- **Extracted information**

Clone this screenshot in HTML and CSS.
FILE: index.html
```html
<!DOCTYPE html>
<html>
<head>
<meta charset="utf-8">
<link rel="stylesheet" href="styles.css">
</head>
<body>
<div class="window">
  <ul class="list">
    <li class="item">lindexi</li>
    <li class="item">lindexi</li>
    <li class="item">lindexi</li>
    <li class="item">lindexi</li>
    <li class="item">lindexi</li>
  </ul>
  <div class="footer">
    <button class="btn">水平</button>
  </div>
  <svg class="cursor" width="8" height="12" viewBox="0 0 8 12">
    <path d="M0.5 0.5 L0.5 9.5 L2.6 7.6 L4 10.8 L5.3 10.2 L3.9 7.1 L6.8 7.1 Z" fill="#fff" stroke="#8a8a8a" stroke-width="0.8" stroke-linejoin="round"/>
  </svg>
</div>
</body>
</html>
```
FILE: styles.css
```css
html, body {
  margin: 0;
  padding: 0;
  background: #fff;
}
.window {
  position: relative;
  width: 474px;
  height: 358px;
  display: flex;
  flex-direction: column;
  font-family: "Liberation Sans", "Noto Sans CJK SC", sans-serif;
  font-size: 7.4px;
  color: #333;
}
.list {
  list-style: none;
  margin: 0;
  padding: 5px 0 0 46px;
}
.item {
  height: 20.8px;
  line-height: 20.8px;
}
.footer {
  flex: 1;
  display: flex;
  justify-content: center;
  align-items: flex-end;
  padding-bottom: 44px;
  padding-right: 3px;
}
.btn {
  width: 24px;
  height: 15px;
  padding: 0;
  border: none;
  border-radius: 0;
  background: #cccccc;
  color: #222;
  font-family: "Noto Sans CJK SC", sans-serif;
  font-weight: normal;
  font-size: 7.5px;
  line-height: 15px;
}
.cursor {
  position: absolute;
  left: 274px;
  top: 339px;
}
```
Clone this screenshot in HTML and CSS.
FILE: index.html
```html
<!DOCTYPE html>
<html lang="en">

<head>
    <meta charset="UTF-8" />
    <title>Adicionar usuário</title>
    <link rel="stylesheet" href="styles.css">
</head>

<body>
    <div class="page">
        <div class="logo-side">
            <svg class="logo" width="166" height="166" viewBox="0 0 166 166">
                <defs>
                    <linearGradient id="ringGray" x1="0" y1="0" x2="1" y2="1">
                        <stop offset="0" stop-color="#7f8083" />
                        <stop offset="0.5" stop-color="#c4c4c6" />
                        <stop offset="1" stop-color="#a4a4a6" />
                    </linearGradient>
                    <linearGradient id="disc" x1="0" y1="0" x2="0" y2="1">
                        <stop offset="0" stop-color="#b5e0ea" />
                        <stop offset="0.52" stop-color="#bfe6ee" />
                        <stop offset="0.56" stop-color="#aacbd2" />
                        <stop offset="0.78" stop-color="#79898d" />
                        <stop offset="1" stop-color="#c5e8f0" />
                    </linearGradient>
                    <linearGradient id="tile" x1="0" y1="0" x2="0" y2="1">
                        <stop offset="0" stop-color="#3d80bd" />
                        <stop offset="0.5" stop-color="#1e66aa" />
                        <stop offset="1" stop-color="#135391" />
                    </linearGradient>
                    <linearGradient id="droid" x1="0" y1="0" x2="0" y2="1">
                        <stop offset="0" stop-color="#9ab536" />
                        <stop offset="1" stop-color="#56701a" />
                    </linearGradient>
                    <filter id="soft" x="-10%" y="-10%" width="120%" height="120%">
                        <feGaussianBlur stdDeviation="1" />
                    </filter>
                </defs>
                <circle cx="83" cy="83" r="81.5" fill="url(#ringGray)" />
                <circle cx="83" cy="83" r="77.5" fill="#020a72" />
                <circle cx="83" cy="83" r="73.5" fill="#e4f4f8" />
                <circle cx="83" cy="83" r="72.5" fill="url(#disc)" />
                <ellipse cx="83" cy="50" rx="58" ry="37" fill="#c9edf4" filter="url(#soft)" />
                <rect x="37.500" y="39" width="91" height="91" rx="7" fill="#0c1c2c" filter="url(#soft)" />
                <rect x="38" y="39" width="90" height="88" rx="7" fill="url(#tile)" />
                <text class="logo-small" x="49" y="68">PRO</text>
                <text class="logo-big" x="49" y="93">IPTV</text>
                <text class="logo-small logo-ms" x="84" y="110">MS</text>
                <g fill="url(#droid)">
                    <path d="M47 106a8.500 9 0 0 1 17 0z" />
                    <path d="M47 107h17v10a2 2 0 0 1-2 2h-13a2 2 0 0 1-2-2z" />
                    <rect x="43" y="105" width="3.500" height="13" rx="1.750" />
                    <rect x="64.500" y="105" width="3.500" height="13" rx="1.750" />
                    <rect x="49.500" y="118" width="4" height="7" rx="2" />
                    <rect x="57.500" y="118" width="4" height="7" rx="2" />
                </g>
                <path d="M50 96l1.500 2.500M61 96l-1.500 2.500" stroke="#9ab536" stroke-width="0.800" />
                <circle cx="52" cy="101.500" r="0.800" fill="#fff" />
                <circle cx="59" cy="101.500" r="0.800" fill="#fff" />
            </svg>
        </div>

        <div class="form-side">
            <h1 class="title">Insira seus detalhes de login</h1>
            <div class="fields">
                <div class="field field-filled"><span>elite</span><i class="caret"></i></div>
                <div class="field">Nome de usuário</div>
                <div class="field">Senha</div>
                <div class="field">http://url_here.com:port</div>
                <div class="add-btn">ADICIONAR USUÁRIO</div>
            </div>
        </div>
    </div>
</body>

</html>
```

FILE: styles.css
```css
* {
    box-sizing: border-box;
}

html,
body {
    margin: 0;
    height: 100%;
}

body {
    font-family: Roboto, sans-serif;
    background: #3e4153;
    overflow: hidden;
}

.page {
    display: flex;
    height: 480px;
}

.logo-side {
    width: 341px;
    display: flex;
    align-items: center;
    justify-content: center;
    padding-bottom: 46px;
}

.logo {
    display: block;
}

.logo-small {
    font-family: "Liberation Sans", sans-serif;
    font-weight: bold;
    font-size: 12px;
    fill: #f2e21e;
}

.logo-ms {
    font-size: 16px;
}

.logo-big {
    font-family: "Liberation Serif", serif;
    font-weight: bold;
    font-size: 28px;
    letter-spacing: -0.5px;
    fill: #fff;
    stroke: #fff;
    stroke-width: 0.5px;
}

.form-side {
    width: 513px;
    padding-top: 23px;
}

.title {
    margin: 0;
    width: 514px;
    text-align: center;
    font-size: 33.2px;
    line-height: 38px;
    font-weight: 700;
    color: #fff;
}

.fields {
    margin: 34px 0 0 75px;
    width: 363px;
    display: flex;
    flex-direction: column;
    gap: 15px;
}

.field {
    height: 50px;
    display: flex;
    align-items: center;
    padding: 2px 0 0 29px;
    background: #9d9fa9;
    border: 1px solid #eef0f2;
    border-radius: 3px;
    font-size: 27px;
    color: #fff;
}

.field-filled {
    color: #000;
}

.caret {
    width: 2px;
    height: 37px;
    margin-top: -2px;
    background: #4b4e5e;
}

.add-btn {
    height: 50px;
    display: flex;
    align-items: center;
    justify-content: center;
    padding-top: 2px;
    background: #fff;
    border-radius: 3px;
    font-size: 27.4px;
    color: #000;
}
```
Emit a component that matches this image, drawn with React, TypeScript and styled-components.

- **Exercise directions**
Write every record out again, unaltered.

- **Full output**
Clone this screenshot in HTML and CSS.
FILE: index.html
```html
<!DOCTYPE html>
<html>
<head>
<meta charset="utf-8">
<link rel="stylesheet" href="styles.css">
</head>
<body>
<div class="window">
  <ul class="list">
    <li class="item">lindexi</li>
    <li class="item">lindexi</li>
    <li class="item">lindexi</li>
    <li class="item">lindexi</li>
    <li class="item">lindexi</li>
  </ul>
  <div class="footer">
    <button class="btn">水平</button>
  </div>
  <svg class="cursor" width="8" height="12" viewBox="0 0 8 12">
    <path d="M0.5 0.5 L0.5 9.5 L2.6 7.6 L4 10.8 L5.3 10.2 L3.9 7.1 L6.8 7.1 Z" fill="#fff" stroke="#8a8a8a" stroke-width="0.8" stroke-linejoin="round"/>
  </svg>
</div>
</body>
</html>
```
FILE: styles.css
```css
html, body {
  margin: 0;
  padding: 0;
  background: #fff;
}
.window {
  position: relative;
  width: 474px;
  height: 358px;
  display: flex;
  flex-direction: column;
  font-family: "Liberation Sans", "Noto Sans CJK SC", sans-serif;
  font-size: 7.4px;
  color: #333;
}
.list {
  list-style: none;
  margin: 0;
  padding: 5px 0 0 46px;
}
.item {
  height: 20.8px;
  line-height: 20.8px;
}
.footer {
  flex: 1;
  display: flex;
  justify-content: center;
  align-items: flex-end;
  padding-bottom: 44px;
  padding-right: 3px;
}
.btn {
  width: 24px;
  height: 15px;
  padding: 0;
  border: none;
  border-radius: 0;
  background: #cccccc;
  color: #222;
  font-family: "Noto Sans CJK SC", sans-serif;
  font-weight: normal;
  font-size: 7.5px;
  line-height: 15px;
}
.cursor {
  position: absolute;
  left: 274px;
  top: 339px;
}
```
Clone this screenshot in HTML and CSS.
FILE: index.html
```html
<!DOCTYPE html>
<html lang="en">

<head>
    <meta charset="UTF-8" />
    <title>Adicionar usuário</title>
    <link rel="stylesheet" href="styles.css">
</head>

<body>
    <div class="page">
        <div class="logo-side">
            <svg class="logo" width="166" height="166" viewBox="0 0 166 166">
                <defs>
                    <linearGradient id="ringGray" x1="0" y1="0" x2="1" y2="1">
                        <stop offset="0" stop-color="#7f8083" />
                        <stop offset="0.5" stop-color="#c4c4c6" />
                        <stop offset="1" stop-color="#a4a4a6" />
                    </linearGradient>
                    <linearGradient id="disc" x1="0" y1="0" x2="0" y2="1">
                        <stop offset="0" stop-color="#b5e0ea" />
                        <stop offset="0.52" stop-color="#bfe6ee" />
                        <stop offset="0.56" stop-color="#aacbd2" />
                        <stop offset="0.78" stop-color="#79898d" />
                        <stop offset="1" stop-color="#c5e8f0" />
                    </linearGradient>
                    <linearGradient id="tile" x1="0" y1="0" x2="0" y2="1">
                        <stop offset="0" stop-color="#3d80bd" />
                        <stop offset="0.5" stop-color="#1e66aa" />
                        <stop offset="1" stop-color="#135391" />
                    </linearGradient>
                    <linearGradient id="droid" x1="0" y1="0" x2="0" y2="1">
                        <stop offset="0" stop-color="#9ab536" />
                        <stop offset="1" stop-color="#56701a" />
                    </linearGradient>
                    <filter id="soft" x="-10%" y="-10%" width="120%" height="120%">
                        <feGaussianBlur stdDeviation="1" />
                    </filter>
                </defs>
                <circle cx="83" cy="83" r="81.5" fill="url(#ringGray)" />
                <circle cx="83" cy="83" r="77.5" fill="#020a72" />
                <circle cx="83" cy="83" r="73.5" fill="#e4f4f8" />
                <circle cx="83" cy="83" r="72.5" fill="url(#disc)" />
                <ellipse cx="83" cy="50" rx="58" ry="37" fill="#c9edf4" filter="url(#soft)" />
                <rect x="37.500" y="39" width="91" height="91" rx="7" fill="#0c1c2c" filter="url(#soft)" />
                <rect x="38" y="39" width="90" height="88" rx="7" fill="url(#tile)" />
                <text class="logo-small" x="49" y="68">PRO</text>
                <text class="logo-big" x="49" y="93">IPTV</text>
                <text class="logo-small logo-ms" x="84" y="110">MS</text>
                <g fill="url(#droid)">
                    <path d="M47 106a8.500 9 0 0 1 17 0z" />
                    <path d="M47 107h17v10a2 2 0 0 1-2 2h-13a2 2 0 0 1-2-2z" />
                    <rect x="43" y="105" width="3.500" height="13" rx="1.750" />
                    <rect x="64.500" y="105" width="3.500" height="13" rx="1.750" />
                    <rect x="49.500" y="118" width="4" height="7" rx="2" />
                    <rect x="57.500" y="118" width="4" height="7" rx="2" />
                </g>
                <path d="M50 96l1.500 2.500M61 96l-1.500 2.500" stroke="#9ab536" stroke-width="0.800" />
                <circle cx="52" cy="101.500" r="0.800" fill="#fff" />
                <circle cx="59" cy="101.500" r="0.800" fill="#fff" />
            </svg>
        </div>

        <div class="form-side">
            <h1 class="title">Insira seus detalhes de login</h1>
            <div class="fields">
                <div class="field field-filled"><span>elite</span><i class="caret"></i></div>
                <div class="field">Nome de usuário</div>
                <div class="field">Senha</div>
                <div class="field">http://url_here.com:port</div>
                <div class="add-btn">ADICIONAR USUÁRIO</div>
            </div>
        </div>
    </div>
</body>

</html>
```

FILE: styles.css
```css
* {
    box-sizing: border-box;
}

html,
body {
    margin: 0;
    height: 100%;
}

body {
    font-family: Roboto, sans-serif;
    background: #3e4153;
    overflow: hidden;
}

.page {
    display: flex;
    height: 480px;
}

.logo-side {
    width: 341px;
    display: flex;
    align-items: center;
    justify-content: center;
    padding-bottom: 46px;
}

.logo {
    display: block;
}

.logo-small {
    font-family: "Liberation Sans", sans-serif;
    font-weight: bold;
    font-size: 12px;
    fill: #f2e21e;
}

.logo-ms {
    font-size: 16px;
}

.logo-big {
    font-family: "Liberation Serif", serif;
    font-weight: bold;
    font-size: 28px;
    letter-spacing: -0.5px;
    fill: #fff;
    stroke: #fff;
    stroke-width: 0.5px;
}

.form-side {
    width: 513px;
    padding-top: 23px;
}

.title {
    margin: 0;
    width: 514px;
    text-align: center;
    font-size: 33.2px;
    line-height: 38px;
    font-weight: 700;
    color: #fff;
}

.fields {
    margin: 34px 0 0 75px;
    width: 363px;
    display: flex;
    flex-direction: column;
    gap: 15px;
}

.field {
    height: 50px;
    display: flex;
    align-items: center;
    padding: 2px 0 0 29px;
    background: #9d9fa9;
    border: 1px solid #eef0f2;
    border-radius: 3px;
    font-size: 27px;
    color: #fff;
}

.field-filled {
    color: #000;
}

.caret {
    width: 2px;
    height: 37px;
    margin-top: -2px;
    background: #4b4e5e;
}

.add-btn {
    height: 50px;
    display: flex;
    align-items: center;
    justify-content: center;
    padding-top: 2px;
    background: #fff;
    border-radius: 3px;
    font-size: 27.4px;
    color: #000;
}
```
Emit a component that matches this image, drawn with React, TypeScript and styled-components.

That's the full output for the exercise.